• [GIVEN INFORMATION]
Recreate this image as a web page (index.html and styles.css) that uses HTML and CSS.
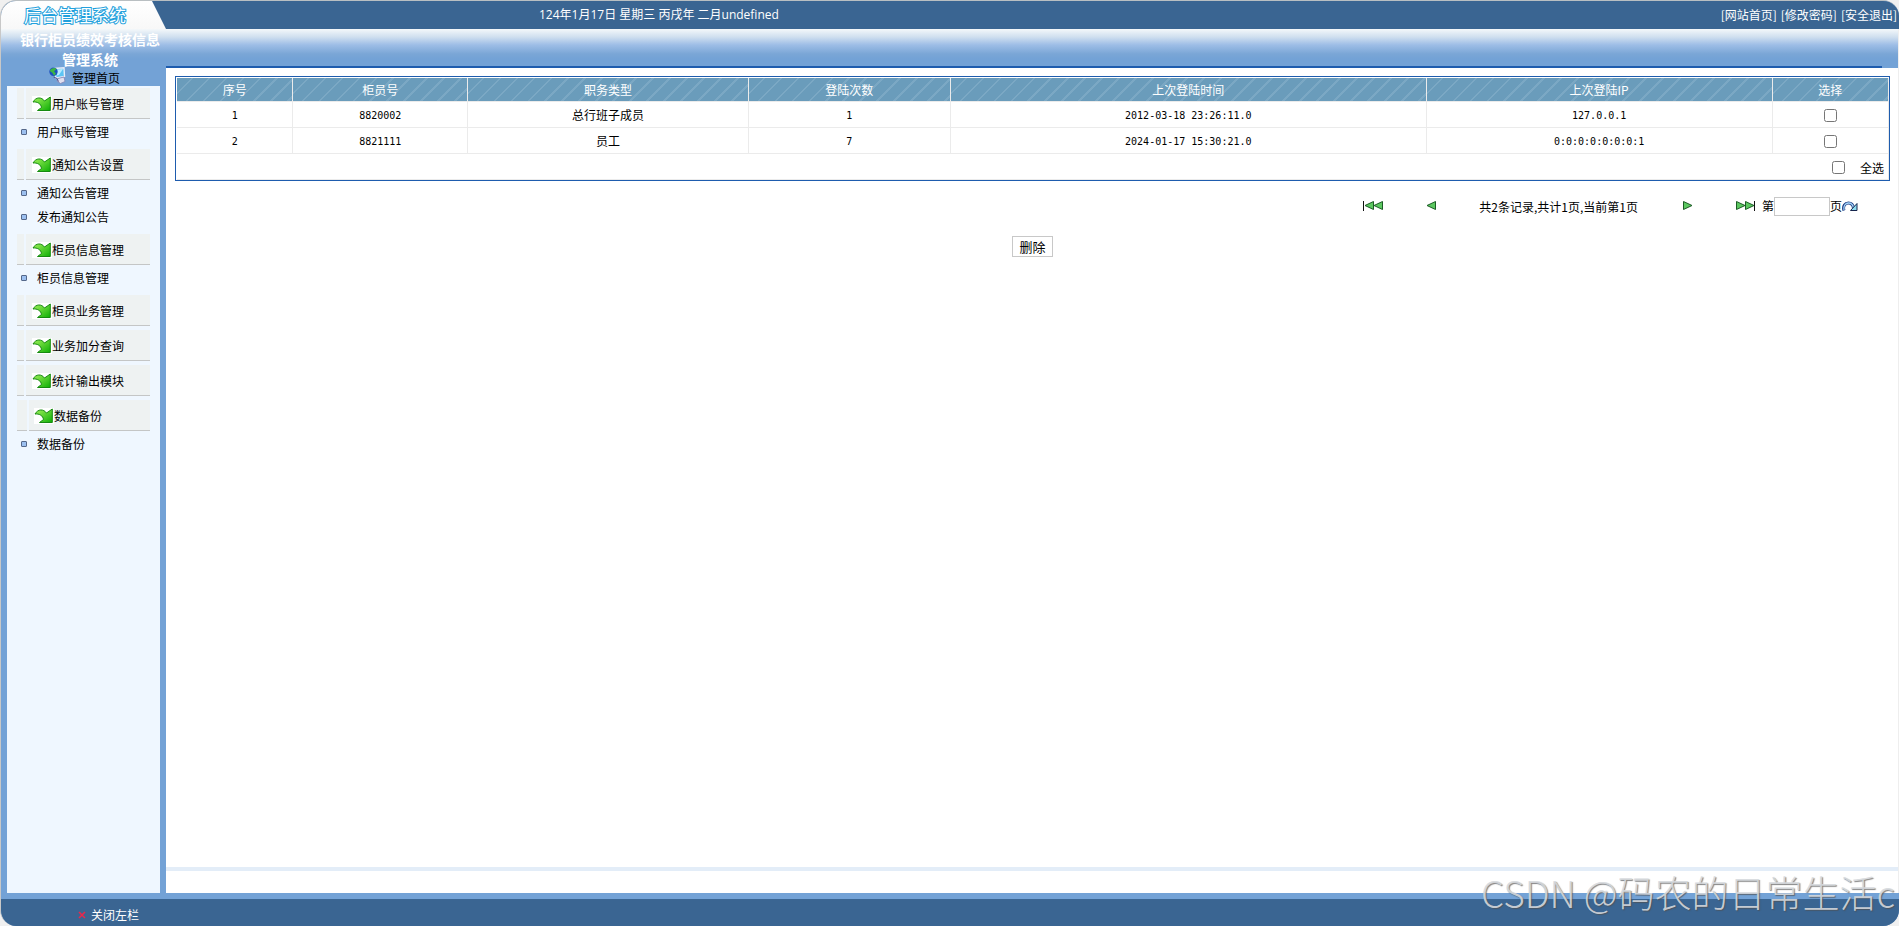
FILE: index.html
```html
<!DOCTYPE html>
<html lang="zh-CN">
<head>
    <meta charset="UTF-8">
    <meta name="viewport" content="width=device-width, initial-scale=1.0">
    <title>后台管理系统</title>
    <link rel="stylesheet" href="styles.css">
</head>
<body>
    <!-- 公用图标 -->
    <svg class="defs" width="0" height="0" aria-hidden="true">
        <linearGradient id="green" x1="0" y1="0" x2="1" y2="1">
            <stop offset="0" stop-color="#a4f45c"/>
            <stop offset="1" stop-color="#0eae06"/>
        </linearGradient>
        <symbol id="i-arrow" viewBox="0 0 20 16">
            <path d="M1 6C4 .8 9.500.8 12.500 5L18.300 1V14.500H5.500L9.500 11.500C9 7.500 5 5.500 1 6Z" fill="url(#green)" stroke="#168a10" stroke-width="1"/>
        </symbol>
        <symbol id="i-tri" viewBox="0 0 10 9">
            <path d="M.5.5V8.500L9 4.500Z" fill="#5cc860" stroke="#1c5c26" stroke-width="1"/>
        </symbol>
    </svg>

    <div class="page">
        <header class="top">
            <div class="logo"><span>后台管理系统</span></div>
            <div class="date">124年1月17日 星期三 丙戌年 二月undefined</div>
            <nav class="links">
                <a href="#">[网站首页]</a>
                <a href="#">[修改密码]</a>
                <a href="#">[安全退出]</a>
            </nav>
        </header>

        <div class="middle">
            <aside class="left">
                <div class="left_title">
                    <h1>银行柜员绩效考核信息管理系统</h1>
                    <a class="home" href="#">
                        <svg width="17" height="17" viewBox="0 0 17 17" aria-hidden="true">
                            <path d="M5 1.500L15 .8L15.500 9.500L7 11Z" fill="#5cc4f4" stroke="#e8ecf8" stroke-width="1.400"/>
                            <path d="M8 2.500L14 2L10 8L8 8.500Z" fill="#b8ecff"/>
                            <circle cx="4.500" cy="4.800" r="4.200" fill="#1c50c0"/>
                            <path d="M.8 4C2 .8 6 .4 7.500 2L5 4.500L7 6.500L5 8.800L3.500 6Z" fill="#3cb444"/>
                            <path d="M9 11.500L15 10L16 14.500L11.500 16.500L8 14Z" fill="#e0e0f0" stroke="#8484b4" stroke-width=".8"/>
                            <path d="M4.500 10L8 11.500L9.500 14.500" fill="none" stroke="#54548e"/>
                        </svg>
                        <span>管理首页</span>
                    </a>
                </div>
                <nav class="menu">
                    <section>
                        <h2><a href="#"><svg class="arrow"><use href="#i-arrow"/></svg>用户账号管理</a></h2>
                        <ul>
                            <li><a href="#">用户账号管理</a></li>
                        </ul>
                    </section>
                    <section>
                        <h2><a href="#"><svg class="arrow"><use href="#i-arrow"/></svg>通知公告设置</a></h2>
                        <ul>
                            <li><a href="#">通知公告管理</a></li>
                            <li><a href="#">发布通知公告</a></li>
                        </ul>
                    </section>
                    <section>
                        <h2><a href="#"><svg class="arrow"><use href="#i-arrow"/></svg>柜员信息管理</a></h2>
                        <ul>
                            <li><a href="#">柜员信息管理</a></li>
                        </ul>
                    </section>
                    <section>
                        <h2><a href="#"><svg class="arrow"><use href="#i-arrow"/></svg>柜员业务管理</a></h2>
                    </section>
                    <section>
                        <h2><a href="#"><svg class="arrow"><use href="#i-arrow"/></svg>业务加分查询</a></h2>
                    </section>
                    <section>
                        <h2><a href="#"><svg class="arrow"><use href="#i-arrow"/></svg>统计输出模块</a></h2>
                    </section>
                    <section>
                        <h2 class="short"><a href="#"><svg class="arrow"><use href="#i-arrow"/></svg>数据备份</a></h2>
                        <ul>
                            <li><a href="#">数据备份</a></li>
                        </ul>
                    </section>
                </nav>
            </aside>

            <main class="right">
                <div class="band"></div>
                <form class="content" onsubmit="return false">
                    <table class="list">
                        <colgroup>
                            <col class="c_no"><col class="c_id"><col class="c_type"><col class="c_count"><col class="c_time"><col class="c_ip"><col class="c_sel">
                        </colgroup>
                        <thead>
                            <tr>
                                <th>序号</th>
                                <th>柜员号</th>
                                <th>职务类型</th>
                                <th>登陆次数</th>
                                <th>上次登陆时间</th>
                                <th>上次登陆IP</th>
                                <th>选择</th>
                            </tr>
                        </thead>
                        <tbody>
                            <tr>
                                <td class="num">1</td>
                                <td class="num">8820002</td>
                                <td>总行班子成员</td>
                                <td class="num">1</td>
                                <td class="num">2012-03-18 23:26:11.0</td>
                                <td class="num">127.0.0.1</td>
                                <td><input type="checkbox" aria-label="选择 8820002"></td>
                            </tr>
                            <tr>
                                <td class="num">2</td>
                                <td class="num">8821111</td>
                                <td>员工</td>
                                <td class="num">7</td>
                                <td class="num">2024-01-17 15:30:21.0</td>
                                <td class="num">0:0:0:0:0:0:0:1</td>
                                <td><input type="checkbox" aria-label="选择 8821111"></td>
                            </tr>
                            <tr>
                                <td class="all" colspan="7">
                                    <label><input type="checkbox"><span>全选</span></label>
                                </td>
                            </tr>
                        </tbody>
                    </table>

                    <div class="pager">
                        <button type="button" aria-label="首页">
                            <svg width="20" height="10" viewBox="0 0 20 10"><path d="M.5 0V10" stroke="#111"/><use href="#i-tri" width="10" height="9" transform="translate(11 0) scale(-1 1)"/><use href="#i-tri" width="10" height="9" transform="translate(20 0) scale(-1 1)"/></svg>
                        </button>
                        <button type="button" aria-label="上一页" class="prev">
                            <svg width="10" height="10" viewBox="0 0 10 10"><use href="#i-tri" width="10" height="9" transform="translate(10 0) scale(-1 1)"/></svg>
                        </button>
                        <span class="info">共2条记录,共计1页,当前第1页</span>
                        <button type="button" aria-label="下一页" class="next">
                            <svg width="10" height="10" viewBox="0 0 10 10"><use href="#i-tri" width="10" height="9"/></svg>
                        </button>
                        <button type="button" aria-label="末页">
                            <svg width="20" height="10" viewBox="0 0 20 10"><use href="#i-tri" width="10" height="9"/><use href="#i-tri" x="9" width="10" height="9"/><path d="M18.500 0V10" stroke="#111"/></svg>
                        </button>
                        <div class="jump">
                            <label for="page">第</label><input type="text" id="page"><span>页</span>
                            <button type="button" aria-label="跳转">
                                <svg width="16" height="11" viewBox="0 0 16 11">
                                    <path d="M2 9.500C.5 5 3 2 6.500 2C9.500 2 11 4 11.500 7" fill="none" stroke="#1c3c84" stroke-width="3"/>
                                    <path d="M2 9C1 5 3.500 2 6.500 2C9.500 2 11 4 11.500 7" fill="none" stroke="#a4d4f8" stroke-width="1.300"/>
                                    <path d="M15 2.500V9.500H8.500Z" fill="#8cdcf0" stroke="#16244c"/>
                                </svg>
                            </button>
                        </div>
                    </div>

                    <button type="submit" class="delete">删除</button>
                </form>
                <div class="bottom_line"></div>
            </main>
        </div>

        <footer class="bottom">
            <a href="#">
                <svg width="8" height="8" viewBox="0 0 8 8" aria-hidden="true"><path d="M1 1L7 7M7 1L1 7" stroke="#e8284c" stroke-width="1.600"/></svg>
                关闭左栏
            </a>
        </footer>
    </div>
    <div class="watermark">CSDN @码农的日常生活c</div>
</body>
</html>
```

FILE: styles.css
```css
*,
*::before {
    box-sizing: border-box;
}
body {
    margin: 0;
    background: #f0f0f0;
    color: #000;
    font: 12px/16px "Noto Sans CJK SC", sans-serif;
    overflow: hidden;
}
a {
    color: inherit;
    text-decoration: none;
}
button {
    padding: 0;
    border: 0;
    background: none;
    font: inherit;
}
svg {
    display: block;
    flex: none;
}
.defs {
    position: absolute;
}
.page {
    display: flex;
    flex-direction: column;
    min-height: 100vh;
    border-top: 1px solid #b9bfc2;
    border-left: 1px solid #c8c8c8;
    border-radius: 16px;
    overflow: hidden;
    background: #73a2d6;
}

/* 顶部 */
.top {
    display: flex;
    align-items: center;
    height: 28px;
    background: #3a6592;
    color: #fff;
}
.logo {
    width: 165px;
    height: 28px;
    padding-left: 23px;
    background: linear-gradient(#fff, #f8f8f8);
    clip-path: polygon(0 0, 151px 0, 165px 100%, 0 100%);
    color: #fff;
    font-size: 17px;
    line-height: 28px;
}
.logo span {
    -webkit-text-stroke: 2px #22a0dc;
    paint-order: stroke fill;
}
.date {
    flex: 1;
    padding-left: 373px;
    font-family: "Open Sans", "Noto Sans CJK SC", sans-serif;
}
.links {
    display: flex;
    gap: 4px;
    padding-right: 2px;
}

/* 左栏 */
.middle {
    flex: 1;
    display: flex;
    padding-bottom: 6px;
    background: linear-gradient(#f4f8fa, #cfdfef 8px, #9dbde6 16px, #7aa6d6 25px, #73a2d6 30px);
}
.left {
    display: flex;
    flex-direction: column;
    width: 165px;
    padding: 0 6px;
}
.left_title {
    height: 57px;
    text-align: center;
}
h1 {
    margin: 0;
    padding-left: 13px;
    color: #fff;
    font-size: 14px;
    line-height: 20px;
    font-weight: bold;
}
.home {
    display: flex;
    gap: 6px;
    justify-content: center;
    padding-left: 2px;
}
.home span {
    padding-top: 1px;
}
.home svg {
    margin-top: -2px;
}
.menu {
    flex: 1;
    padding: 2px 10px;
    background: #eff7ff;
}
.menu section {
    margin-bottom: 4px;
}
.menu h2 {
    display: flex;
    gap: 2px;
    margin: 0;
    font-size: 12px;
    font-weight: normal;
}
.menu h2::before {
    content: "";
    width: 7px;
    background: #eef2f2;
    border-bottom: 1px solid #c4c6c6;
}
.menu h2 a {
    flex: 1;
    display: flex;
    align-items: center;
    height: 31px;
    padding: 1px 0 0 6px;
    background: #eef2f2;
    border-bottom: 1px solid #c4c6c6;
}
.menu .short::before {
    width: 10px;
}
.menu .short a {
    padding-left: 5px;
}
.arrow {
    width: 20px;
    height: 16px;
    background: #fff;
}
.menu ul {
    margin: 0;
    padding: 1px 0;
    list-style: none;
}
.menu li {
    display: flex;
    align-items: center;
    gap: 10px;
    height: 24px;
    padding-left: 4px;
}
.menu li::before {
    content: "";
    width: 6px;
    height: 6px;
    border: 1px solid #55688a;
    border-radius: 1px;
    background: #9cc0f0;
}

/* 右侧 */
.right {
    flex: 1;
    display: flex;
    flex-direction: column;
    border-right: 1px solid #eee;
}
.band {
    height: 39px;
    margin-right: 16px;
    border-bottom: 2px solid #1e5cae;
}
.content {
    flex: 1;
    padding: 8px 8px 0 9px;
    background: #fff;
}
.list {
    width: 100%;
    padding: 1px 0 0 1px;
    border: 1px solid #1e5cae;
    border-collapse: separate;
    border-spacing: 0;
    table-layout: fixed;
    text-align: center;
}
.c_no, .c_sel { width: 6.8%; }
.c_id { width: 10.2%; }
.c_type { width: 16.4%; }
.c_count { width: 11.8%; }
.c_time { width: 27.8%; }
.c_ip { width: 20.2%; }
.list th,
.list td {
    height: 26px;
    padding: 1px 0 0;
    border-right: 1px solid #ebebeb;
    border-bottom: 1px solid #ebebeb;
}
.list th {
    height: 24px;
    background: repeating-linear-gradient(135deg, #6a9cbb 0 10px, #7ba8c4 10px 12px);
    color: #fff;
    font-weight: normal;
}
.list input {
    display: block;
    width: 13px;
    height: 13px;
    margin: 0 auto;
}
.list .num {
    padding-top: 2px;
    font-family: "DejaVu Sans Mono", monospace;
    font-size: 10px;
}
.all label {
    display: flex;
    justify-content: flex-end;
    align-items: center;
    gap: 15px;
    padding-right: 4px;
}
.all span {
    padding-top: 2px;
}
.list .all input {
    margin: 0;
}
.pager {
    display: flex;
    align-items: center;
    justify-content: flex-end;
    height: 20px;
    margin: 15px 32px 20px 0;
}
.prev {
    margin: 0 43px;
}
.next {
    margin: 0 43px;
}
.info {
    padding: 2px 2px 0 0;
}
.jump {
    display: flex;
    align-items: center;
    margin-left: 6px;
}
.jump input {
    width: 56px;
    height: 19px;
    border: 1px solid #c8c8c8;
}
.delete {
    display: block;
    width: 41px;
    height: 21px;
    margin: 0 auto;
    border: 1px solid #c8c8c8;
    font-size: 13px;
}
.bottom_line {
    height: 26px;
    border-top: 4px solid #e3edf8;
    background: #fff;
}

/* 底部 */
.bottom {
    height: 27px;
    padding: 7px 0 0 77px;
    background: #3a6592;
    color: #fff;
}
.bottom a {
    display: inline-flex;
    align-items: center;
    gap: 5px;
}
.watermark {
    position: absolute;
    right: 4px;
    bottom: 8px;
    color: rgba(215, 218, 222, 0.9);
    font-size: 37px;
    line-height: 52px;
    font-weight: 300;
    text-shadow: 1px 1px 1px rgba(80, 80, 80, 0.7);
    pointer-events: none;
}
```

• [WHAT YOU ARE ASKED TO DO]
Filter the listing above for the string "styles" and copy every matching line.

• [SOLUTION TO THE PROBLEM]
Recreate this image as a web page (index.html and styles.css) that uses HTML and CSS.
    <link rel="stylesheet" href="styles.css">
FILE: styles.css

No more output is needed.